Comme le note Jacques Chastaing : « Elles (les directions syndicales) feront donc tout pour que les élections présidentielles ne soient pas sous l’influence du mouvement social, c’est-à-dire que ces élections ne se situent pas dans le cadre de cette mobilisation de grève générale pour le moment désorganisée mais en marche vers la grève générale organisée et où, de fait les présidentielles perdraient leur rôle central dans le système de domination bourgeois. La bourgeoisie veut que ces élections centrales pour elle, aient un rôle de débouché politique, détournent les classes sociales de la rue pour les attirer dans les urnes. Or avec une mobilisation sociale générale, ces élections pourraient n’avoir plus qu’un rôle secondaire de sondage, de mesure des rapports de force, pas plus. Ce ne serait plus pour personne un quelconque « débouché politique ». L’important pour tous étant de savoir si on gagne ou pas la mobilisation générale, la grève générale. »
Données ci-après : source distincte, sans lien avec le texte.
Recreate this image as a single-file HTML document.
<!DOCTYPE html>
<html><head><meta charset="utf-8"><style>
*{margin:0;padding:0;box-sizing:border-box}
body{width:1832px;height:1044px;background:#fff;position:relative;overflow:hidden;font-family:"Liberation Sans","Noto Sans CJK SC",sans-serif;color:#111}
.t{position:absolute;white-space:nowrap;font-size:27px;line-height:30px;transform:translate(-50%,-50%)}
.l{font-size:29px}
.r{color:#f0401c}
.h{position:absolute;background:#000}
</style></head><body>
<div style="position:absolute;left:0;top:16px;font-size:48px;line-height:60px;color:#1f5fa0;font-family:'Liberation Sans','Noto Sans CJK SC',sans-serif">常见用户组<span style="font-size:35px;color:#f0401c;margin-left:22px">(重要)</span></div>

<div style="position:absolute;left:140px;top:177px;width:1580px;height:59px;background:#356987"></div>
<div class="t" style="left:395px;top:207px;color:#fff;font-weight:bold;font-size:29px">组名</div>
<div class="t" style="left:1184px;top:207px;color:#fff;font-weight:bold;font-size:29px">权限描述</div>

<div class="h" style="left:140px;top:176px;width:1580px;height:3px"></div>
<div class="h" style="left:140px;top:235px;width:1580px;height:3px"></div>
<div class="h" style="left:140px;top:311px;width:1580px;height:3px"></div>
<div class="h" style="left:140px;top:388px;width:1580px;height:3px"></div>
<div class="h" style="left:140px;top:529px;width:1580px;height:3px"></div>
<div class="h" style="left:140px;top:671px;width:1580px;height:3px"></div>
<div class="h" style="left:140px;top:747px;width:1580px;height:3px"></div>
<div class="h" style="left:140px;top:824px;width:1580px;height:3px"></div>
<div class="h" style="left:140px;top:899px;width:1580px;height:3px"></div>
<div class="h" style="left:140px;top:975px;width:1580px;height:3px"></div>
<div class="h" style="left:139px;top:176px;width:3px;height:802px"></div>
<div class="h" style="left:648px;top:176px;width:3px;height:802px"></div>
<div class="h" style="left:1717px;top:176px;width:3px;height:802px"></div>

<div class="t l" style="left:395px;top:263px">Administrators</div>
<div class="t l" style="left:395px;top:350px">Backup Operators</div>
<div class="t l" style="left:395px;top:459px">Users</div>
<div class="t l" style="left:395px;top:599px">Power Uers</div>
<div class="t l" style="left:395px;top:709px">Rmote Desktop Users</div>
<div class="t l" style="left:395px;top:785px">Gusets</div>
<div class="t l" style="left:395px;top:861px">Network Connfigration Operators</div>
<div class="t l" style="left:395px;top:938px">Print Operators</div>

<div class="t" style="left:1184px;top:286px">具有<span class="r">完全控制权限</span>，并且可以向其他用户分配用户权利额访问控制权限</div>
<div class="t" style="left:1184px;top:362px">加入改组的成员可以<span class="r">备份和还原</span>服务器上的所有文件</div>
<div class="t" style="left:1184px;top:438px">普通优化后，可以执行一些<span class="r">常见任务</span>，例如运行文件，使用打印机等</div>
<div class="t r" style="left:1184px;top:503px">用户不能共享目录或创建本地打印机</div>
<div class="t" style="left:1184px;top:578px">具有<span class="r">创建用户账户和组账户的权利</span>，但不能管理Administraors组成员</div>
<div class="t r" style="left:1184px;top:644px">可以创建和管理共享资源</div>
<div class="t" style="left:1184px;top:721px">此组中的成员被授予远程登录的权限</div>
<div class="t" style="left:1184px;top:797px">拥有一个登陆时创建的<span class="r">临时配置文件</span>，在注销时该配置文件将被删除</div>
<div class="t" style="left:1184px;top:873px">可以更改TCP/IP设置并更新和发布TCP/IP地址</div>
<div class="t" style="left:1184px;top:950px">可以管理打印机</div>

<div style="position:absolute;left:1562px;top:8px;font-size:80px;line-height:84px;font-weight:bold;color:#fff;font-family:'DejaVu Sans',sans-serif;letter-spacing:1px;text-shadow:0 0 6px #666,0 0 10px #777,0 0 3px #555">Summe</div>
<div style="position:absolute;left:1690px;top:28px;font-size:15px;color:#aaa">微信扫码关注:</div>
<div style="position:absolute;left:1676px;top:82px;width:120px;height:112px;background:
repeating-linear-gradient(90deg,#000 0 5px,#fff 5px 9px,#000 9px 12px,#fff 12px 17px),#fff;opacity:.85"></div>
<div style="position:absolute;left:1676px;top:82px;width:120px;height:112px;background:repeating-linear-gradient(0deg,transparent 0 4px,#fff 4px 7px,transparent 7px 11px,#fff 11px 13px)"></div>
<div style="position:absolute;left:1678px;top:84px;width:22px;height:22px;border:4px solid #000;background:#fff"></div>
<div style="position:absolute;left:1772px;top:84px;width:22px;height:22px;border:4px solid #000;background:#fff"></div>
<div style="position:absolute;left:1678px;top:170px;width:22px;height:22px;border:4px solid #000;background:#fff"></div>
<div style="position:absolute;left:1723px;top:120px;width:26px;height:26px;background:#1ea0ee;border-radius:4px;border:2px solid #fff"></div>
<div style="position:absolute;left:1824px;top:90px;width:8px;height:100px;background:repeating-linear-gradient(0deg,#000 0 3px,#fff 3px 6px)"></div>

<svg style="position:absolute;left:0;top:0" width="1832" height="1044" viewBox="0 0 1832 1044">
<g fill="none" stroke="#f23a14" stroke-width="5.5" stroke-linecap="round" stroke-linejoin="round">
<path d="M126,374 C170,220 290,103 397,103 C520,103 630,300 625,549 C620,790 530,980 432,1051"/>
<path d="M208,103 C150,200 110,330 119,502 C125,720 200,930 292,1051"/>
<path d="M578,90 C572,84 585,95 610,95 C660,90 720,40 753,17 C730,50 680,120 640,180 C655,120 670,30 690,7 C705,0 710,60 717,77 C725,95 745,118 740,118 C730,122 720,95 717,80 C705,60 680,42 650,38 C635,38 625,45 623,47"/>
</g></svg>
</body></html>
La question qui semble se poser ensuite c’est : quoi faire de l’appel des directions syndicales au 27 janvier ?

Les militants des bases syndicales seront, ce jour-là comme les autres, avec les salariés de leurs boites, avec les vrais grévistes de la vraie grève et si ces salariés, ces grévistes décident que le 27 janvier c’est la voie de l’unité et de la centralisation nous serons avec eux derrière les ballons des Unions Départementales pour une énième leçon de choses.

Cette période, pleine de formes et de développements inattendus de la lutte de classe, nous conseille de n’être contre rien. Qui sait de quel évènement le mouvement social va s’emparer pour aller chercher Macron chez lui ? Nous ne sommes contre aucune date, contre aucun mot d’ordre qui aurait un écho. Mais surtout nous sommes pour la centralisation de la force qui s’exprime dans ces grèves économiques. Nous voulons les aider à s’étendre encore, à affronter l’exécutif et donc à s’inviter réellement, avec leurs besoins d’augmentation du brut de base, avec leur besoin d’indexation des salaires, dans les présidentielles sans s’en remettre pour la satisfaction de ces besoins, à aucun tribun.
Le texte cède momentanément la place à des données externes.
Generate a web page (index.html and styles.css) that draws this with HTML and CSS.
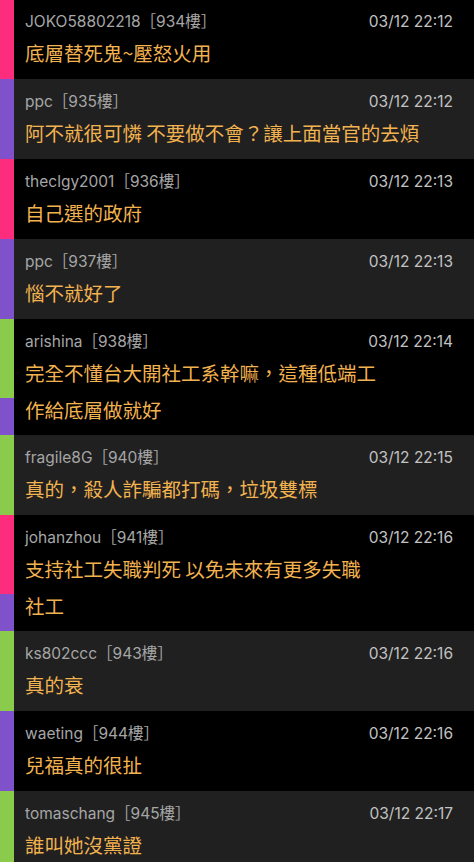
FILE: index.html
```html
<!DOCTYPE html>
<html lang="zh-Hant">
<head>
<meta charset="utf-8">
<title>推文</title>
<link rel="stylesheet" href="styles.css">
</head>
<body>
<div class="list">
  <div class="row dark">
    <div class="seg pink">
      <div class="head"><span class="name">JOKO58802218［934樓］</span><span class="date">03/12 22:12</span></div>
      <div class="text">底層替死鬼~壓怒火用</div>
    </div>
  </div>
  <div class="row gray">
    <div class="seg purple">
      <div class="head"><span class="name">ppc［935樓］</span><span class="date">03/12 22:12</span></div>
      <div class="text">阿不就很可憐 不要做不會？讓上面當官的去煩</div>
    </div>
  </div>
  <div class="row dark">
    <div class="seg pink">
      <div class="head"><span class="name">theclgy2001［936樓］</span><span class="date">03/12 22:13</span></div>
      <div class="text">自己選的政府</div>
    </div>
  </div>
  <div class="row gray">
    <div class="seg purple">
      <div class="head"><span class="name">ppc［937樓］</span><span class="date">03/12 22:13</span></div>
      <div class="text">惱不就好了</div>
    </div>
  </div>
  <div class="row dark">
    <div class="seg green first">
      <div class="head"><span class="name">arishina［938樓］</span><span class="date">03/12 22:14</span></div>
      <div class="text">完全不懂台大開社工系幹嘛，這種低端工</div>
    </div>
    <div class="seg purple cont">
      <div class="text">作給底層做就好</div>
    </div>
  </div>
  <div class="row gray">
    <div class="seg green">
      <div class="head"><span class="name">fragile8G［940樓］</span><span class="date">03/12 22:15</span></div>
      <div class="text">真的，殺人詐騙都打碼，垃圾雙標</div>
    </div>
  </div>
  <div class="row dark">
    <div class="seg pink first">
      <div class="head"><span class="name">johanzhou［941樓］</span><span class="date">03/12 22:16</span></div>
      <div class="text">支持社工失職判死 以免未來有更多失職</div>
    </div>
    <div class="seg purple cont">
      <div class="text">社工</div>
    </div>
  </div>
  <div class="row gray">
    <div class="seg green">
      <div class="head"><span class="name">ks802ccc［943樓］</span><span class="date">03/12 22:16</span></div>
      <div class="text">真的衰</div>
    </div>
  </div>
  <div class="row dark">
    <div class="seg purple">
      <div class="head"><span class="name">waeting［944樓］</span><span class="date">03/12 22:16</span></div>
      <div class="text">兒福真的很扯</div>
    </div>
  </div>
  <div class="row gray">
    <div class="seg green">
      <div class="head"><span class="name">tomaschang［945樓］</span><span class="date">03/12 22:17</span></div>
      <div class="text">誰叫她沒黨證</div>
    </div>
  </div>
</div>
</body>
</html>
```

FILE: styles.css
```css
html, body {
  margin: 0;
  padding: 0;
  background: #000;
}

body {
  font-family: "Inter", "Noto Sans CJK TC", sans-serif;
  overflow: hidden;
}

.list {
  display: flex;
  flex-direction: column;
  margin-top: -1px;
}

.row.dark { background: #000; }
.row.gray { background: #202020; }

.seg {
  border-left: 14px solid #888;
  padding: 12px 21px 12px 11px;
  height: 80px;
  box-sizing: border-box;
}

.seg.first { height: 79px; }

.seg.cont {
  height: 37px;
  padding-top: 0;
  padding-bottom: 13px;
}

.seg.cont .text {
  margin-top: 0;
  line-height: 24px;
}

.pink { border-left-color: #fe2c7d; }
.purple { border-left-color: #7f52cc; }
.green { border-left-color: #8bcb4b; }

.head {
  display: flex;
  justify-content: space-between;
  align-items: center;
  height: 22px;
  font-size: 15.5px;
  line-height: 22px;
}

.name { color: #a6a6a6; }
.date { color: #c2c2c2; }

.text {
  margin-top: 6px;
  font-family: "Noto Sans CJK TC", sans-serif;
  font-size: 19.5px;
  line-height: 28px;
  color: #f2b24f;
  white-space: nowrap;
}
```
Car c’est bien une explosion sociale que tous sentent monter et qui mûrira politiquement si tous ses acteurs mesurent dès maintenant que la déflagration est capable d’emporter la Ve république et sa béquille présidentielle. Il s’agit de rendre visible l’immense rejet qui frappe les institutions façonnées par 64 ans de bonapartisme et de lois liberticides. L’appel au boycott des présidentielles aura d’abord ce sens que les élections ne pèseront plus sur le mouvement social comme la prophétie d’une défaite mais comme la possibilité d’une victoire, celle qu’une forte majorité prive tout vainqueur de la légitimité d’un scrutin. Jacques Nikonoff dans notre réunion-débat du 18 décembre qualifiait ce boycott de « déconstituant », c’est aussi dire qu’aucune assemblée constituante ne sortira toute armée d’une campagne électorale présidentielle, ni de celle du boycott. L’irruption massive des travailleurs dans la grève et dans la rue est une condition majeure d’une constituante souveraine et du retour à la démocratie. Le boycott des présidentielles nourrira le mouvement des grèves de masse comme les grèves de masse renverseront les isoloirs des présidentielles.

Partout les grévistes ont raison, c’est le moment !

Pour la rédaction, Luigi.

20/12/2021

Photographie illustrant cet article : grévistes sans drapeaux ni banderoles, en piquet sur le parking de leur boite de construction de catamarans à La Rochelle. Il font partie des grèves gagnantes.